Serve percentage and match totals betting
We can now use this model to price match totals. First, let’s see how a total games market would change in an even money match as we alter the serve percentages. In the table below I simulated 10,000 matches for each serve percentage and framed a no margin market.
As the players’ starting serve percentage increases from 50% to 72%, the total games line increases from 19.5 to 25.5.
With serve percentages over 72%, at least 26 games (two tie break sets) becomes the favourite. To put this in context, the players with the highest serve percentage in the ATP top 50 are Isner and Federer who both win around 72% of points on serve.

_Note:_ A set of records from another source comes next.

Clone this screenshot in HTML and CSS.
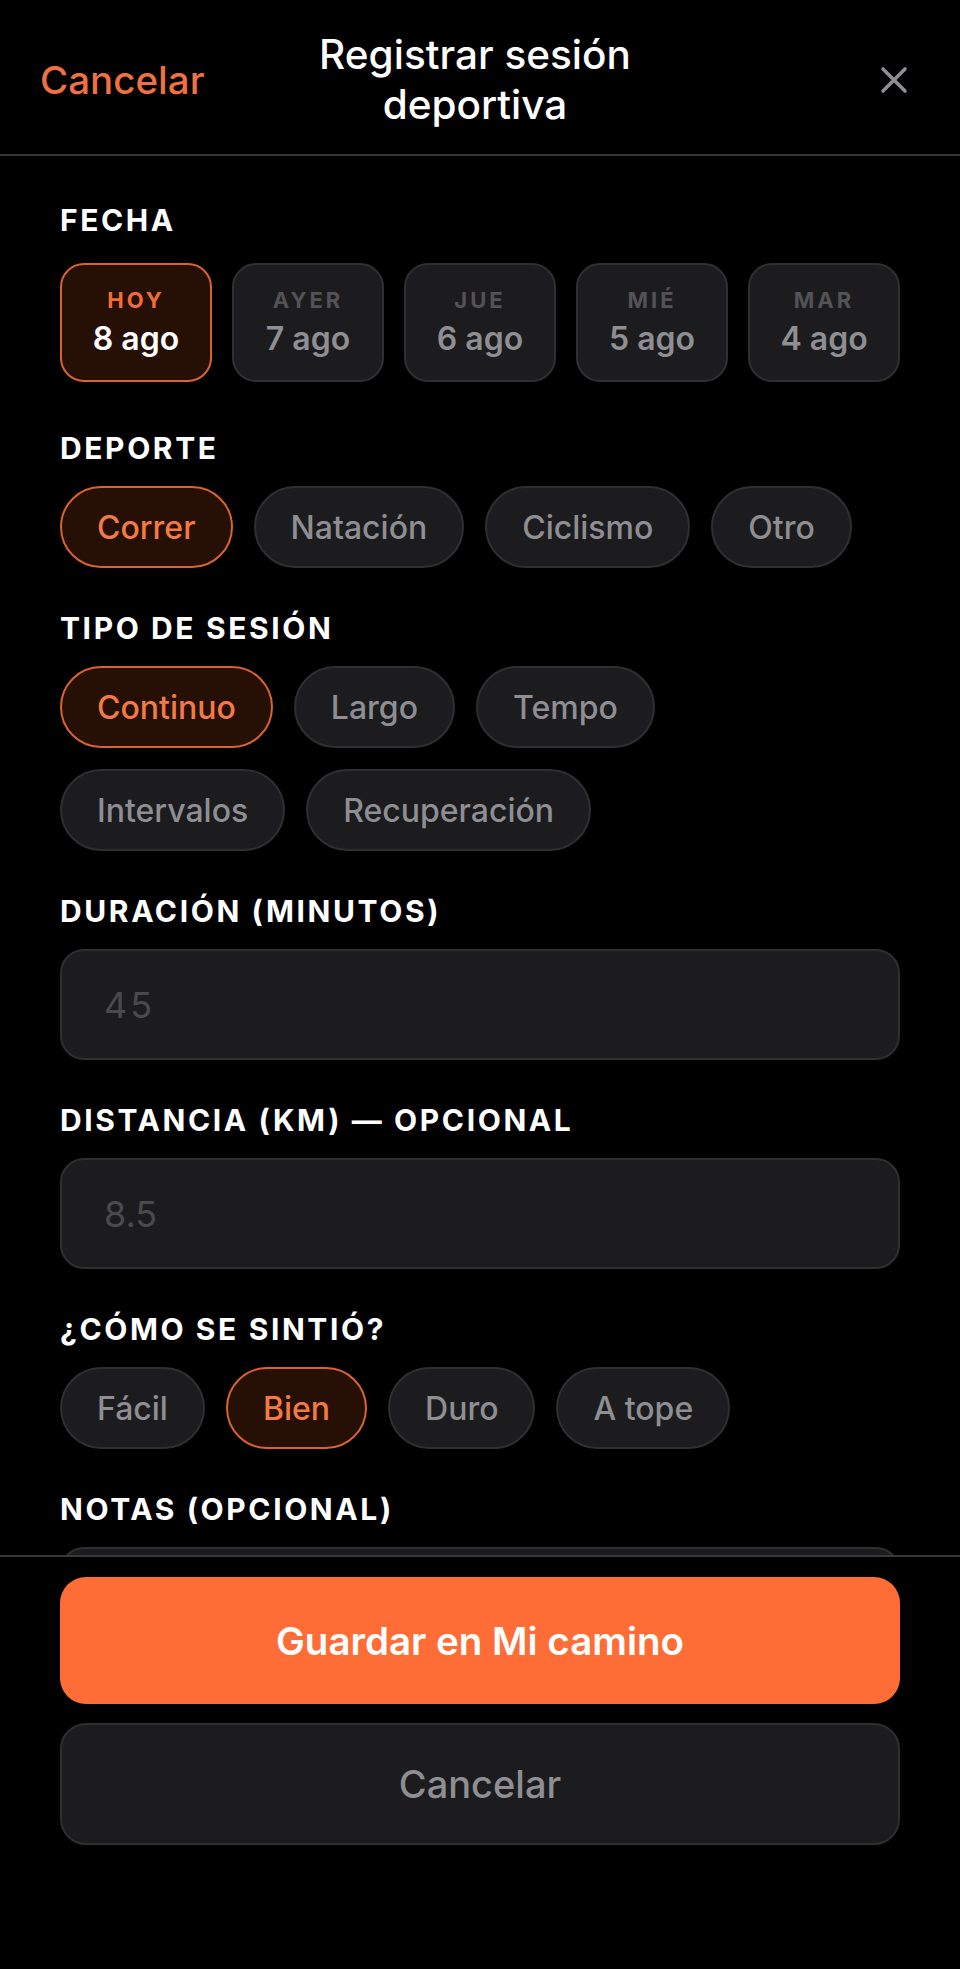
FILE: index.html
```html
<!DOCTYPE html>
<html lang="es">
<head>
    <meta charset="UTF-8">
    <meta name="viewport" content="width=device-width, initial-scale=1.0">
    <title>Registrar sesión deportiva</title>
    <link rel="stylesheet" href="styles.css">
</head>
<body>

<div class="screen">
    <!-- Header -->
    <header class="header">
        <span class="header-cancel">Cancelar</span>
        <h1 class="header-title">Registrar sesión<br>deportiva</h1>
        <span class="header-close">
            <svg width="32" height="32" viewBox="0 0 32 32">
                <path d="M5 5 L27 27 M27 5 L5 27" stroke="#8e8e93" stroke-width="3.6" stroke-linecap="round" fill="none"/>
            </svg>
        </span>
    </header>

    <main class="content">
        <section class="field">
            <h2 class="label">Fecha</h2>
            <div class="dates">
                <div class="date active"><span class="date-day">HOY</span><span class="date-num">8 ago</span></div>
                <div class="date"><span class="date-day">AYER</span><span class="date-num">7 ago</span></div>
                <div class="date"><span class="date-day">JUE</span><span class="date-num">6 ago</span></div>
                <div class="date"><span class="date-day">MIÉ</span><span class="date-num">5 ago</span></div>
                <div class="date"><span class="date-day">MAR</span><span class="date-num">4 ago</span></div>
            </div>
        </section>

        <section class="field">
            <h2 class="label">Deporte</h2>
            <div class="pills">
                <span class="pill active">Correr</span>
                <span class="pill">Natación</span>
                <span class="pill">Ciclismo</span>
                <span class="pill">Otro</span>
            </div>
        </section>

        <section class="field">
            <h2 class="label">Tipo de sesión</h2>
            <div class="pill-rows">
                <div class="pills">
                    <span class="pill active">Continuo</span>
                    <span class="pill">Largo</span>
                    <span class="pill">Tempo</span>
                </div>
                <div class="pills">
                    <span class="pill">Intervalos</span>
                    <span class="pill">Recuperación</span>
                </div>
            </div>
        </section>

        <section class="field">
            <h2 class="label">Duración (minutos)</h2>
            <input class="input input-wide" type="text" placeholder="45">
        </section>

        <section class="field">
            <h2 class="label">Distancia (km) — opcional</h2>
            <input class="input" type="text" placeholder="8.5">
        </section>

        <section class="field">
            <h2 class="label">¿Cómo se sintió?</h2>
            <div class="pills">
                <span class="pill">Fácil</span>
                <span class="pill active">Bien</span>
                <span class="pill">Duro</span>
                <span class="pill">A tope</span>
            </div>
        </section>

        <section class="field">
            <h2 class="label">Notas (opcional)</h2>
            <textarea class="input notes"></textarea>
        </section>
    </main>

    <footer class="footer">
        <button class="btn btn-primary">Guardar en Mi camino</button>
        <button class="btn btn-secondary">Cancelar</button>
    </footer>
</div>

</body>
</html>
```

FILE: styles.css
```css
* {
    margin: 0;
    padding: 0;
    box-sizing: border-box;
}

body {
    font-family: Inter, 'Noto Sans', sans-serif;
    background: #000;
    color: #fff;
}

.screen {
    display: flex;
    flex-direction: column;
    height: 1969px;
}

/* Header */
.header {
    display: grid;
    grid-template-columns: 1fr auto 1fr;
    align-items: center;
    padding: 30px 50px 24px 40px;
    border-bottom: 2px solid #38383a;
}

.header-cancel {
    color: #ef7040;
    font-size: 38.5px;
    font-weight: 500;
}

.header-title {
    font-size: 40.5px;
    font-weight: 500;
    line-height: 50px;
    text-align: center;
}

.header-close {
    justify-self: end;
    display: flex;
}

/* Form */
.content {
    flex: 1;
    min-height: 0;
    overflow: hidden;
    padding: 47px 60px 0;
    display: flex;
    flex-direction: column;
    gap: 43px;
}

.field {
    display: flex;
    flex-direction: column;
    flex-shrink: 0;
}

.label {
    font-size: 30px;
    font-weight: 700;
    line-height: 34px;
    letter-spacing: 2.6px;
    text-transform: uppercase;
    margin-bottom: 21px;
}

.dates {
    display: grid;
    grid-template-columns: repeat(5, 1fr);
    gap: 20px;
    margin-top: 5px;
    margin-bottom: 6px;
}

.date {
    height: 119px;
    border-radius: 24px;
    background: #1c1c1e;
    border: 2px solid #2f2f31;
    display: flex;
    flex-direction: column;
    align-items: center;
    justify-content: center;
    gap: 6px;
}

.date-day {
    font-size: 22px;
    font-weight: 700;
    letter-spacing: 3px;
    color: #535356;
}

.date-num {
    font-size: 32px;
    font-weight: 600;
    color: #8e8e93;
}

.date.active {
    background: #261006;
    border-color: #d8632f;
}

.date.active .date-day {
    color: #f26d35;
}

.date.active .date-num {
    color: #fff;
}

.pill-rows {
    display: flex;
    flex-direction: column;
    gap: 21px;
}

.pills {
    display: flex;
    flex-wrap: wrap;
    gap: 21px;
}

.pill {
    height: 82px;
    padding: 0 35px;
    display: flex;
    align-items: center;
    border-radius: 41px;
    background: #1c1c1e;
    border: 2px solid #2f2f31;
    color: #8e8e93;
    font-size: 32px;
    font-weight: 500;
}

.pill.active {
    background: #261006;
    border-color: #d8632f;
    color: #f27a45;
}

.input {
    display: block;
    width: 100%;
    height: 111px;
    padding: 0 42px;
    border-radius: 24px;
    background: #1c1c1e;
    border: 2px solid #2f2f31;
    color: #fff;
    font-family: inherit;
    font-size: 36px;
    outline: none;
}

.input::placeholder {
    color: #4a4a4d;
}

.input-wide::placeholder {
    letter-spacing: 3px;
}

.notes {
    height: 160px;
    flex-shrink: 0;
    resize: none;
}

/* Footer */
.footer {
    border-top: 2px solid #38383a;
    padding: 20px 60px 124px;
    display: flex;
    flex-direction: column;
    gap: 19px;
}

.btn {
    width: 100%;
    border-radius: 26px;
    font-family: inherit;
    cursor: pointer;
}

.btn-primary {
    height: 127px;
    background: #fd6d35;
    border: none;
    color: #fff;
    font-size: 38.5px;
    font-weight: 600;
}

.btn-secondary {
    height: 122px;
    background: #1c1c1e;
    border: 2px solid #2f2f31;
    color: #8e8e93;
    font-size: 38px;
    font-weight: 500;
}
```
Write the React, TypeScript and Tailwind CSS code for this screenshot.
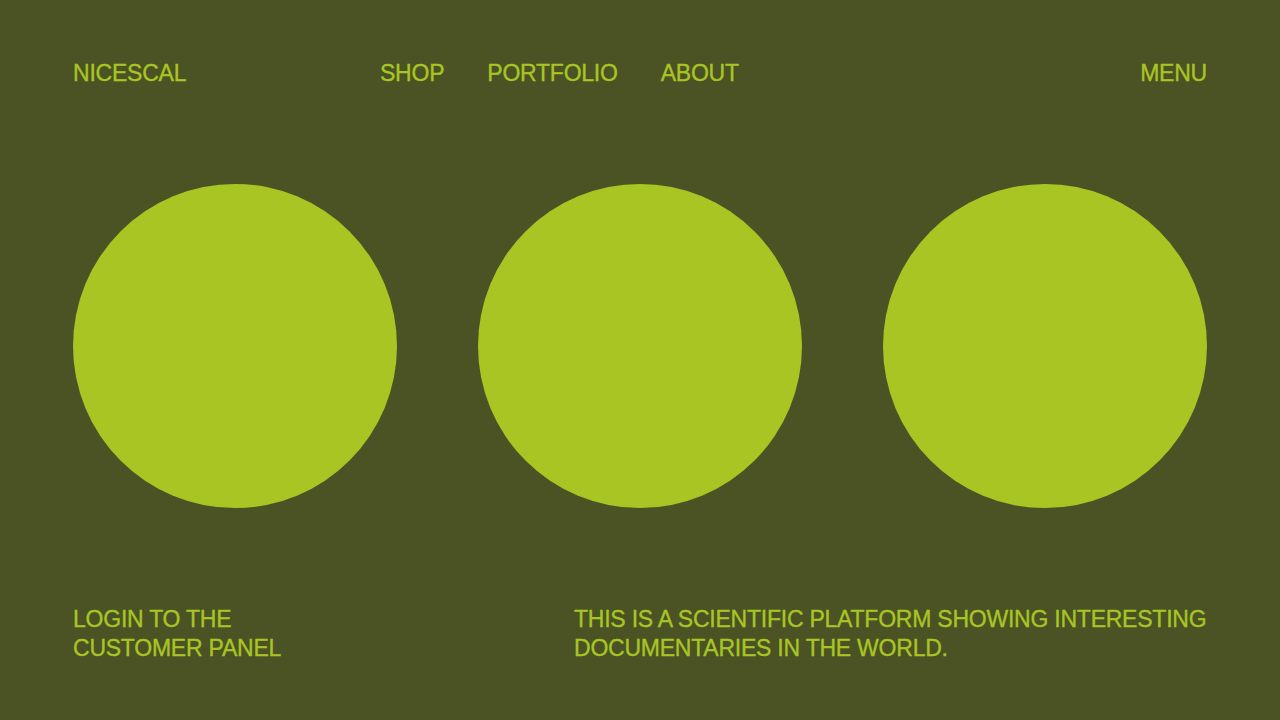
import React from 'react';

const navLinks = ['SHOP', 'PORTFOLIO', 'ABOUT'];

const App = () => {
  return (
    <div
      className="w-full h-[720px] bg-[#4b5325] text-[#a9c523] px-[73px] flex flex-col text-[23px] leading-[29px] tracking-[-0.01em] [-webkit-text-stroke:0.35px_#a9c523]"
      style={{ fontFamily: '"Liberation Sans", Arial, sans-serif' }}
    >
      {/* Header */}
      <header className="flex items-center pt-[59px]">
        <div className="w-[307px]">NICESCAL</div>
        <nav className="flex gap-[43px]">
          {navLinks.map((link) => (
            <a key={link} href="#">
              {link}
            </a>
          ))}
        </nav>
        <a href="#" className="ml-auto">
          MENU
        </a>
      </header>

      {/* Circles */}
      <div className="flex justify-between mt-[96px]">
        <div className="w-[324px] h-[324px] rounded-full bg-[#a9c523]"></div>
        <div className="w-[324px] h-[324px] rounded-full bg-[#a9c523]"></div>
        <div className="w-[324px] h-[324px] rounded-full bg-[#a9c523]"></div>
      </div>

      {/* Footer text */}
      <div className="flex mt-[97px]">
        <p className="w-[501px]">
          LOGIN TO THE
          <br />
          CUSTOMER PANEL
        </p>
        <p>
          THIS IS A SCIENTIFIC PLATFORM SHOWING INTERESTING
          <br />
          DOCUMENTARIES IN THE WORLD.
        </p>
      </div>
    </div>
  );
};

export default App;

There are only a few matchups in the ATP that would justify a match total of 25.5. The match up would be between two evenly-favoured big servers with poor returning. What happens to these markets if instead of an even money match, there is a 1.50 favourite?
Serve percentage and handicaps betting
Next let’s consider match handicaps. Varying the favourite and underdog’s serve percentages around the ATP average serve percentage of 64%, we can investigate how the match odds relate to the game handicap line.
Cross checking these with Pinnacle’s tennis markets, we can see that the model is calibrated quite well. In order to price individual matches, the final step would be forecasting individual player serve percentages and adjusting for player specific biases. This may include adjusting the momentum factors to reflect a certain player’s patterns. I discussed a number of these in another previous article.
The result of including two dynamic momentum variables to my ATP tennis model is a well-calibrated model that can now be used to price game, set, match, total and handicap markets from serve percentages.
An additional step may be to include score-specific and/or player biases. For example, when serving under pressure to stay in a set at say *4-5 or *5-6, is a player less likely to hold serve? With a few additions such as this, the model could easily be extended to be an in-play one.